Charlton Heston: It's not the multinational corporations. That's bullshit. The news departments of the major television networks have an unfair influence. The media have become almost a fourth arm of Government, something the fellas who wrote the Constitution didn't figure on. Dan Rather is more important than anyone in Government except the President--and the Constitution provides for the President's enormous power to be properly checked and balanced by Congress and the Supreme Court. Nobody got to vote for Rather. "Now, I know what he says: You do get to vote for me. You can turn me off." Well, people can turn him off, but that's the news. He has enormous influence on events without the responsibility for life-and-death decisions. Of course, a free press is essential to a free society, but on a certain level, you could say it's an ornament of a free society. No one has yet begun to adequately measure the power of the moving image. But Lenin understood it. Goebbels understood it. More than armies or ambassadors, the moving image can shape the way we perceive ourselves, other people, the world, what's happened and what's going to happen.

Q 16

PLAYBOY: What were your thoughts while parting the Red Sea?
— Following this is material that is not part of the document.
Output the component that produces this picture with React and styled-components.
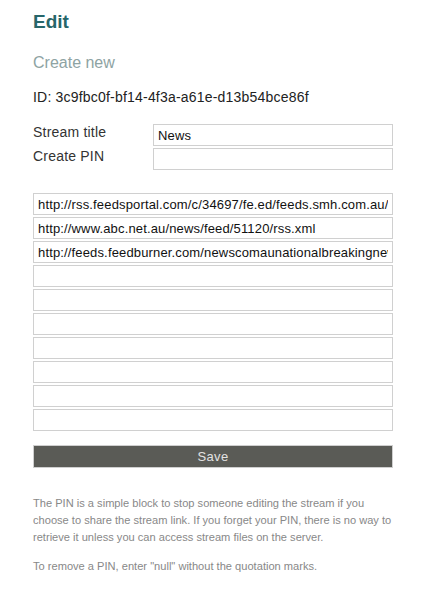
import React from "react";
import styled, { createGlobalStyle } from "styled-components";

const GlobalStyle = createGlobalStyle`
  body {
    margin: 0;
    background: #fff;
    font-family: "Liberation Sans", Arial, sans-serif;
  }
`;

const Page = styled.div`
  padding: 11px 32px 20px 33px;
`;

const Title = styled.h1`
  margin: 0;
  font-size: 19px;
  line-height: 22px;
  font-weight: bold;
  color: #27666a;
`;

const SubTitle = styled.h2`
  margin: 20px 0 0;
  font-size: 16px;
  line-height: 20px;
  font-weight: normal;
  color: #8ea3a3;
`;

const IdLine = styled.p`
  margin: 15px 0 0;
  font-size: 14px;
  line-height: 18px;
  color: #222;
  letter-spacing: 0.2px;
`;

const FieldGrid = styled.div`
  margin-top: 18px;
  display: grid;
  grid-template-columns: 120px 1fr;
  row-gap: 2px;
`;

const Label = styled.label`
  font-size: 14px;
  line-height: 16px;
  color: #333;
  letter-spacing: 0.2px;
`;

const TextInput = styled.input`
  box-sizing: border-box;
  display: block;
  width: 100%;
  height: 22px;
  margin: 0;
  padding: 0 4px;
  border: 1px solid #d0d0d0;
  background: #fff;
  font-family: "Liberation Sans", Arial, sans-serif;
  font-size: 13px;
  letter-spacing: 0.15px;
  color: #111;
  outline: none;
`;

const UrlList = styled.div`
  margin-top: 23px;
  display: flex;
  flex-direction: column;
  gap: 2px;
`;

const SaveButton = styled.button`
  box-sizing: border-box;
  display: block;
  width: 100%;
  height: 23px;
  margin-top: 14px;
  padding: 0;
  border: 1px solid #cfcfcf;
  background: #5a5b56;
  color: #e2e2e2;
  font-family: "Liberation Sans", Arial, sans-serif;
  font-size: 13px;
  letter-spacing: 0.3px;
`;

const Note = styled.p`
  margin: ${(p) => (p.first ? "27px" : "12px")} 0 0;
  font-size: 11.1px;
  line-height: 17px;
  color: #888;
`;

const urls = [
  "http://rss.feedsportal.com/c/34697/fe.ed/feeds.smh.com.au/rssheadlines/top.xml",
  "http://www.abc.net.au/news/feed/51120/rss.xml",
  "http://feeds.feedburner.com/newscomaunationalbreakingnewsndm",
  "",
  "",
  "",
  "",
  "",
  "",
  "",
];

export default function App() {
  return (
    <Page>
      <GlobalStyle />
      <Title>Edit</Title>
      <SubTitle>Create new</SubTitle>
      <IdLine>ID: 3c9fbc0f-bf14-4f3a-a61e-d13b54bce86f</IdLine>
      <FieldGrid>
        <Label>Stream title</Label>
        <TextInput defaultValue="News" />
        <Label>Create PIN</Label>
        <TextInput defaultValue="" />
      </FieldGrid>
      <UrlList>
        {urls.map((u, i) => (
          <TextInput key={i} defaultValue={u} />
        ))}
      </UrlList>
      <SaveButton type="button">Save</SaveButton>
      <Note first>
        The PIN is a simple block to stop someone editing the stream if you
        choose to share the stream link. If you forget your PIN, there is no
        way to retrieve it unless you can access stream files on the server.
      </Note>
      <Note>To remove a PIN, enter "null" without the quotation marks.</Note>
    </Page>
  );
}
Charlton Heston: I was hoping that the dump tanks would work. Actually, I don't think the actor exists who really lives a role. Your can't. You've got to keep close enough to reality to control what's happening. But there are situations in which you can surrender for a moment. For example, to stand in the desert before 8000 people, 5000 animals and 27 assistant directors and lift that stick and say, "Bear us out of Egypt, O Lord, as an eagle bears its young upon its wings"--that's remarkable.

Q 17

PLAYBOY: Women still go crazy over you. Men are respectful. You probably have the major franchise on presence. Do you ever feel it slipping away when you look in the mirror? Do you catch yourself saying goodbye to all that?
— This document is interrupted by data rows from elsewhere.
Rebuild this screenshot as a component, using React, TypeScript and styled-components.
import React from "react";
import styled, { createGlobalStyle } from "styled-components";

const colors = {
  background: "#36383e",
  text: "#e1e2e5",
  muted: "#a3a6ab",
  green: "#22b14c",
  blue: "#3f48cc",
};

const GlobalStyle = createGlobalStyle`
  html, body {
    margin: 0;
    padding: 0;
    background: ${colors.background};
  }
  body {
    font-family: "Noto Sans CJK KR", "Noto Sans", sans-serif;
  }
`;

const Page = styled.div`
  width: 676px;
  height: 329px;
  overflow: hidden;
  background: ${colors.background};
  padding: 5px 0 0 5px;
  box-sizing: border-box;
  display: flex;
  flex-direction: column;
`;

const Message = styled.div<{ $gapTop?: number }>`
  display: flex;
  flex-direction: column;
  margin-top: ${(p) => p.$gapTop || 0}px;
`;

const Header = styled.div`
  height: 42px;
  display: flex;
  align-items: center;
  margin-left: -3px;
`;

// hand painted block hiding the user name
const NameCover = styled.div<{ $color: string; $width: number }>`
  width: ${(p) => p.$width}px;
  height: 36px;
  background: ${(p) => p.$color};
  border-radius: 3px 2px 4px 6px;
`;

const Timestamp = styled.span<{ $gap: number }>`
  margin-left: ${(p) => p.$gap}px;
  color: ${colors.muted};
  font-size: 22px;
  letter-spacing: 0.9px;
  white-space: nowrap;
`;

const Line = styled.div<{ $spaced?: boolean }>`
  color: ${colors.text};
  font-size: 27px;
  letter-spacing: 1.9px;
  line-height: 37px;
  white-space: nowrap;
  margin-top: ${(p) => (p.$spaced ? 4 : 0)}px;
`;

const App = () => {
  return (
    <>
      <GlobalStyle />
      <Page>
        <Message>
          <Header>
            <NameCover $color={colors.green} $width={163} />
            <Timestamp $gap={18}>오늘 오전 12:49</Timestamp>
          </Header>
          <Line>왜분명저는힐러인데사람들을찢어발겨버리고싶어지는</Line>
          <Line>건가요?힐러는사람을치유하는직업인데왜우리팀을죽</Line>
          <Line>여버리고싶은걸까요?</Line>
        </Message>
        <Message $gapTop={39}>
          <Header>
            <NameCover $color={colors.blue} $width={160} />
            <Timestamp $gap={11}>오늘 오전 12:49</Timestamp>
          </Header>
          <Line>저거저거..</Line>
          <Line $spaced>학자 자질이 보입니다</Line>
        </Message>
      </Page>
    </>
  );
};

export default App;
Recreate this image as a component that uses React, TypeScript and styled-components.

Charlton Heston: That's what comes from having your nose broken. Well, obviously, it happens as you age. I think men are luckier in that regard than women. I suppose that up to a certain point, the face I have improves with age. My daughter saw El Cid years after I had done it. She said, "Oh, Daddy. You were beautiful then." I laughed, of course. But my face is, perhaps, more useful now than it was 30 years ago.

Q 18

PLAYBOY: You have three guard dogs. Who named them? Who feeds them? What are your conversations with them like? Which of the three is most politically aware--as dogs go?

Charlton Heston: I named them. The dogs are all named after historical characters: Pompey and Ramses and Portia--after Brutus' wife, not the car. They're fed by the housekeeper, though their grandfather was fed by me and their mother and father were fed by my kids. Our conversations are complicated by the fact that their grandfather was a really great dog and their mother and father really good dogs. So I suppose I regard these three somewhat pejoratively for not living up to their forebears, which is unfair. We have a cordial relationship. Their political awareness is part of their problem. For so long, they were just the troupe following behind. Now they are the only dogs and they don't know how to handle it.

Q 19

PLAYBOY: Even though it has elected a former actor President, isn't the public's fear of the politically involved actor just fear of being manipulated by someone who may, after all, not be sincere--just acting?

Charlton Heston: That's an interesting point. The only people who take the comment that they perform something well as a compliment are actors. To anyone else, performance is phony, a deception and unfair. But any good political leader has to be a marvelous actor. Churchill, De Gaulle, Mark Antony, for God's sake, were all superb actors. Churchill didn't rally the Western world with the blood, sweat and tears, fight them on the beaches, fight them on the landing fields just on the spur of the moment. He wrote it, rehearsed it; he learned his speeches by heart. That was performance. Actors are regarded more skeptically because they are known to be actors. But giving actors a break and judging them on the merits of what they say rather than on the basis of what they do--that doesn't have a high priority with me. We're members of one of the world's oldest minority groups. People are generally skeptical of us. We're regarded as thieves, drunks and wife stealers. Sometimes with good reason.

Q 20

PLAYBOY: Who are Charlton Heston's heroes?

Charlton Heston: I've played a couple of them: Jackson and Jefferson. I admire inordinately the extraordinary man. We live in the century of the common man, and I think we have become skeptical of the possibility of the genuinely great man. But believe me, great men have existed. That there don't happen to be any around right now doesn't mean great men and women have not moved the world. In fact, I think the possibility, the potential of the extraordinary individual is one of the distinguishing characteristics of the species. I suspect that reindeer and horses and turtles don't have that wide a potential. It's admittedly a sardonic view of life. But whether or not that extraordinary individual who comes along every half-billion people or so is enough to save the race, I don't know. What's the old joke that ended, "We'd be up to our ass in crocodiles"? We're very close to that right now.